— REQUEST —
Using the data below, copy every line that contains the word "React".
--- Start ---
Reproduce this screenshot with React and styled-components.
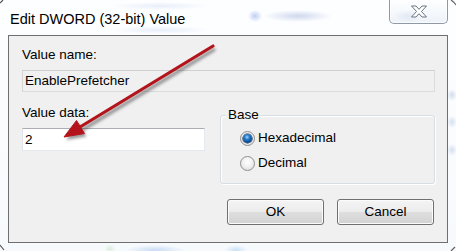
import React from "react";
import styled, { createGlobalStyle } from "styled-components";

const Global = createGlobalStyle`
  html, body { margin: 0; padding: 0; width: 456px; height: 251px; overflow: hidden; background: #fff; }
  #root { width: 456px; height: 251px; }
`;

const Screen = styled.div`
  position: relative;
  width: 456px;
  height: 251px;
  overflow: hidden;
  display: flex;
  flex-direction: column;
  font-family: "Liberation Sans", Arial, sans-serif;
  color: #000;
  background:
    radial-gradient(ellipse 7px 6px at 255px 16px, rgba(140,165,230,0.55), transparent),
    radial-gradient(ellipse 34px 6px at 298px 16px, rgba(150,170,215,0.45), transparent),
    radial-gradient(ellipse 14px 6px at 408px 16px, rgba(160,180,220,0.4), transparent),
    radial-gradient(ellipse 50px 4px at 160px 6px, rgba(200,215,240,0.4), transparent),
    radial-gradient(ellipse 50px 4px at 160px 30px, rgba(200,215,240,0.4), transparent),
    radial-gradient(ellipse 5px 6px at 452px 95px, rgba(175,195,225,0.55), transparent),
    radial-gradient(ellipse 5px 6px at 452px 122px, rgba(175,195,225,0.5), transparent),
    radial-gradient(ellipse 5px 6px at 452px 150px, rgba(175,195,225,0.5), transparent),
    radial-gradient(ellipse 30px 5px at 155px 250px, rgba(170,200,240,0.6), transparent),
    radial-gradient(ellipse 12px 5px at 236px 250px, rgba(170,210,245,0.6), transparent),
    radial-gradient(ellipse 6px 5px at 110px 249px, rgba(190,225,190,0.5), transparent),
    linear-gradient(#fdfeff, #f7fafd);
`;

const TitleBar = styled.div`
  height: 35px;
  flex: none;
  box-sizing: border-box;
  padding: 0 8px 0 10px;
  display: flex;
  justify-content: space-between;
  align-items: flex-start;
`;

const Title = styled.div`
  margin-top: 10.5px;
  font-size: 14.5px;
  line-height: 17px;
  text-shadow: 0 0 6px #fff;
`;

const CloseButton = styled.div`
  width: 59px;
  height: 24px;
  box-sizing: border-box;
  border: 1px solid #8e99a8;
  border-top: none;
  border-radius: 0 0 5px 5px;
  background: linear-gradient(rgba(255,255,255,0.55), rgba(225,233,245,0.55));
  box-shadow: inset 0 0 0 1px rgba(255,255,255,0.7);
  display: flex;
  align-items: center;
  justify-content: center;
`;

const Client = styled.div`
  margin-left: 8px;
  width: 440px;
  height: 208px;
  box-sizing: border-box;
  border: 1px solid #6f6f6f;
  background: #f0f0f0;
  padding: 11px 12px 0 13px;
  display: flex;
  flex-direction: column;
  font-size: 13.5px;
`;

const Label = styled.div`
  line-height: 16px;
  height: 16px;
`;

const Field = styled.div`
  margin-top: 7px;
  height: ${(p) => p.$h}px;
  box-sizing: border-box;
  padding-left: 2px;
  line-height: ${(p) => p.$h - 2}px;
  border: 1px solid;
  border-color: ${(p) => (p.$readOnly ? "#cfcfcf #dcdcdc #dcdcdc #d4d4d4" : "#abadb3 #e3e9ef #e3e9ef #e2e3ea")};
  background: ${(p) => (p.$readOnly ? "#f0f0f0" : "#fff")};
  white-space: nowrap;
`;

const DataRow = styled.div`
  margin-top: 13px;
  display: flex;
  gap: 15px;
  align-items: flex-start;
`;

const Column = styled.div`
  width: 183px;
  display: flex;
  flex-direction: column;
`;

const GroupBox = styled.div`
  position: relative;
  margin-top: 10px;
  width: 215px;
  height: 69px;
  box-sizing: border-box;
  border: 1px solid #d5dfe5;
  border-radius: 3px;
  box-shadow: inset 1px 1px 0 #fff, 1px 1px 0 #fff;
  padding: 14px 0 0 19px;
  display: flex;
  flex-direction: column;
  gap: 9px;
`;

const Legend = styled.div`
  position: absolute;
  top: -9px;
  left: 5px;
  padding: 0 2px;
  background: #f0f0f0;
  line-height: 16px;
`;

const RadioRow = styled.div`
  height: 16px;
  line-height: 16px;
  display: flex;
  align-items: center;
  gap: 3px;
`;

const RadioCircle = styled.span`
  width: 15px;
  height: 15px;
  box-sizing: border-box;
  border-radius: 50%;
  border: 1px solid #8f9090;
  background: radial-gradient(circle at 50% 40%, #ffffff 0%, #f1f1f1 45%, #d6d6d6 100%);
  display: flex;
  align-items: center;
  justify-content: center;
  flex: none;
  &::after {
    content: "";
    display: ${(p) => (p.$checked ? "block" : "none")};
    width: 9px;
    height: 9px;
    border-radius: 50%;
    background: radial-gradient(circle at 45% 35%, #9fd6ff 0%, #2a7fd0 30%, #0e4f9a 60%, #072a58 100%);
    box-shadow: 0 0 0 0.6px #06264f;
  }
`;

const ButtonRow = styled.div`
  margin-top: 15px;
  padding-right: 1px;
  display: flex;
  justify-content: flex-end;
  gap: 13px;
`;

const Button = styled.div`
  width: 97px;
  height: 26px;
  box-sizing: border-box;
  border: 1px solid #707070;
  border-radius: 3px;
  background: linear-gradient(#f4f4f4 0%, #ececec 48%, #dedede 52%, #d2d2d2 100%);
  box-shadow: inset 0 0 0 1px #fbfbfb;
  display: flex;
  align-items: center;
  justify-content: center;
  line-height: 16px;
`;

const Overlay = styled.svg`
  position: absolute;
  left: 0;
  top: 0;
  pointer-events: none;
`;

function CloseGlyph() {
  return (
    <svg width="18" height="13" viewBox="0 0 18 13">
      <path
        d="M1.5 1 H6 L9 4.3 L12 1 H16.5 L11.5 6.5 L16.5 12 H12 L9 8.7 L6 12 H1.5 L6.5 6.5 Z"
        fill="#fff"
        stroke="#6b7480"
        strokeWidth="1"
        strokeLinejoin="round"
      />
    </svg>
  );
}

function Arrow() {
  const shaft = "M213 46 L80 127";
  const head = "M64 137 L84.5 133.5 L76.5 120.5 Z";
  return (
    <Overlay width="456" height="251" viewBox="0 0 456 251">
      <defs>
        <filter id="sh" x="-20%" y="-20%" width="140%" height="140%">
          <feGaussianBlur stdDeviation="1.4" />
        </filter>
      </defs>
      <g transform="translate(2 3)" filter="url(#sh)" opacity="0.5">
        <path d={shaft} stroke="#333" strokeWidth="3.4" fill="none" />
        <path d={head} fill="#333" />
      </g>
      <path d={shaft} stroke="#b3141c" strokeWidth="3.2" fill="none" strokeLinecap="round" />
      <path d={head} fill="#b3141c" stroke="#b3141c" strokeWidth="1" strokeLinejoin="round" />
      <path d="M0 3 L3 0" stroke="#555" strokeWidth="1.2" />
      <path d="M451 0 Q454 2 456 5" stroke="#666" strokeWidth="1.2" fill="none" />
      <path d="M0 245 L4 250" stroke="#555" strokeWidth="1.2" />
      <path d="M451 251 L455 247" stroke="#666" strokeWidth="1.2" />
    </Overlay>
  );
}

export default function App() {
  return (
    <>
      <Global />
      <Screen>
        <TitleBar>
          <Title>Edit DWORD (32-bit) Value</Title>
          <CloseButton>
            <CloseGlyph />
          </CloseButton>
        </TitleBar>
        <Client>
          <Label>Value name:</Label>
          <Field $h={22} $readOnly>EnablePrefetcher</Field>
          <DataRow>
            <Column>
              <Label>Value data:</Label>
              <Field $h={23}>2</Field>
            </Column>
            <GroupBox>
              <Legend>Base</Legend>
              <RadioRow>
                <RadioCircle $checked />
                Hexadecimal
              </RadioRow>
              <RadioRow>
                <RadioCircle />
                Decimal
              </RadioRow>
            </GroupBox>
          </DataRow>
          <ButtonRow>
            <Button>OK</Button>
            <Button>Cancel</Button>
          </ButtonRow>
        </Client>
        <Arrow />
      </Screen>
    </>
  );
}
--- End ---
— EXERCISE OUTPUT —
Reproduce this screenshot with React and styled-components.
import React from "react";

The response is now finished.